I run into the problem of reporting coefficients all the time, mostly in the context of presenting effects to non-statisticians. While my audiences are generally bright, the obvious question always asked is “which of these is the biggest effect?” The fact that a sex dummy has a large numerical point estimate relative to number-of-purchases is largely irrelevant – its because sex’s range is tiny compared to other covariates.
But moreover, sex is irrelevant to “policy-making” – we can’t change a persons sex! So what we’re interested in is the viable range over which we could influence an independent variable, and the second-order likely affect upon the dependent.
So two questions:
1. For pedagogical effect, is there any way of getting around these problems? How can we communicate the effects to non-statisticians easily (and think someone who has exactly 10 minutes to understand your whole report)
2. Is there any easy way to infer the elasticity of the effect – i.e. how much can we change the dependent, by attempting to exogenously change one of the independents? While I know that I could design the experiment to do this, I work in far more observational data – and this “effect” size is really what matters the most.
My quick reply to Egan is to refer to my article with Iain Pardoe on average predictive comparisons, where we discuss some of these concerns.
I also have some thoughts on the Baguley article:
On one hand, I like to see thoughtful, sensible statistical advice for practitioners–advice that links technical statistical concerns with applied goals. I’ve only participated in a little bit of psychology research myself, so I’m not the best judge of what tools are most useful there.
That said, based on my experience in social science and environmental research, I disagree with Baguley’s advice. He recommends reporting effect sizes–in my terminology, regression coefficients–on raw scales, and he warns against standardization. This is close to the opposite advice that I give in my recent article on rescaling regression inputs by dividing by two standard deviations.
How can Baguley and I, applied researchers in the not-so-different fields of psychology and political science, come to such different conclusions? I think it’s because we place slightly different (negative) values on the various mistakes we’ve seen.
What bugs me the most is regression coefficients defined on scales that are uninterpretable or nearly so: for example, coefficients for age and age-squared (In a political context, do we really care about the difference between a 51-year-old and a 52-year-old? How are we supposed to understanding the resulting coefficients such as 0.01 and 0.003?) or, worse still, a predictor such as the population of a country (which will give nicely-interpretable coefficients on the order of 10^-8)? I used to deal with these problems by rescaling by hand, for example using age/10 or population in millions. But big problems remained: manual scaling is arbitrary (why not age/20? Should we express income in thousands or tens of thousands of dollars?); still left difficulties in comparing coefficients (if we’re typically standardizing by factors of 10, this leaves a lot of play in the system); is difficult to give as general advice.
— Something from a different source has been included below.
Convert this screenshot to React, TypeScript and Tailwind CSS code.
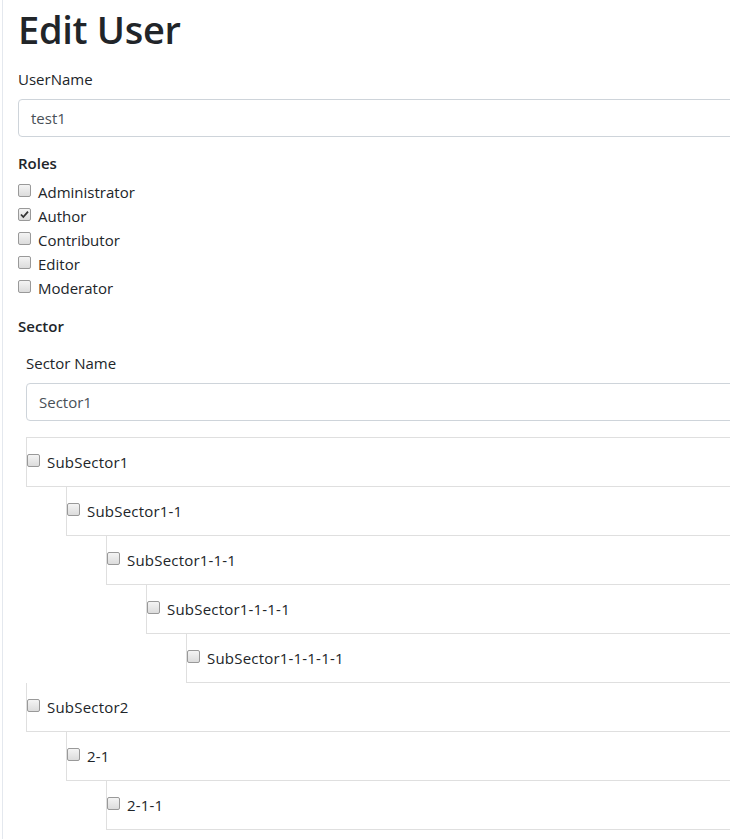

Applied researchers–myself included–tend to use default options, especially in the crucial model-building phase. I’m not just concerned about the presentation of final results–important as that is–but also in the ways that we can use regression coefficients (effect sizes) in understanding the models we build as intermediate steps in our data exploration. For example, it is common practice–and good practice, in my opinion–to consider interactions of the largest main effects in a model. But what does “largest” mean? Standardizing puts things on an approximately common scale, and with no effort.
This is perhaps less of a problem in experimental psychology, where statistical models are traditionally specified in advance–but, as we analyze increasingly complex data structures, statistical exploration and modeling become increasingly entwined, and model-building strategy can make a difference.
Baguley’s article performs a useful service by reminding us of the many problems inherent in standardized measures. These problems are real, but I think they’re much smaller than the problems of raw coefficients. For example, his Figure 1 shows how, by selecting extreme x-values, a user can (misleadingly) make a standardized regression coefficient go from 0.60 to 0.73. Point taken. But suppose you’re predicting test scores given grade point average (on a 0-4 scale) and SAT score (scaled from 200-800). Now you’re talking about a factor of over 100! Even if you, say, rescale SAT by dividing by 100, the coefficient for it and GPA could easily be off by a factor of 2 in interpretation. Or, to put it another way, why should a change of 1 in GPA be considered the same as a change of 1, or 100, in SAT?
OK, I’ve made my point as best I can here. Let me summarize the take-home point.
1. For comparing coefficients for different predictors within a model, standardizing gets the nod. (Although I don’t standardize binary inputs. I code them as 0/1, and then I standardize all other numeric inputs by dividing by two standard deviation, thus putting them on approximately the same scale as 0/1 variables.)
2. For comparing coefficients for the same predictors across different data sets, it’s better not to standardize–or, to standardize only once. Baguley discusses the slipperiness of standardized effect sizes when the denominator starts changing under your feet.
Writers on the subject (including myself) have not done a good job at explaining the differences between these scenarios, even when we have recognized the issue in our applied work. I hope this brief essay is helpful in this regard.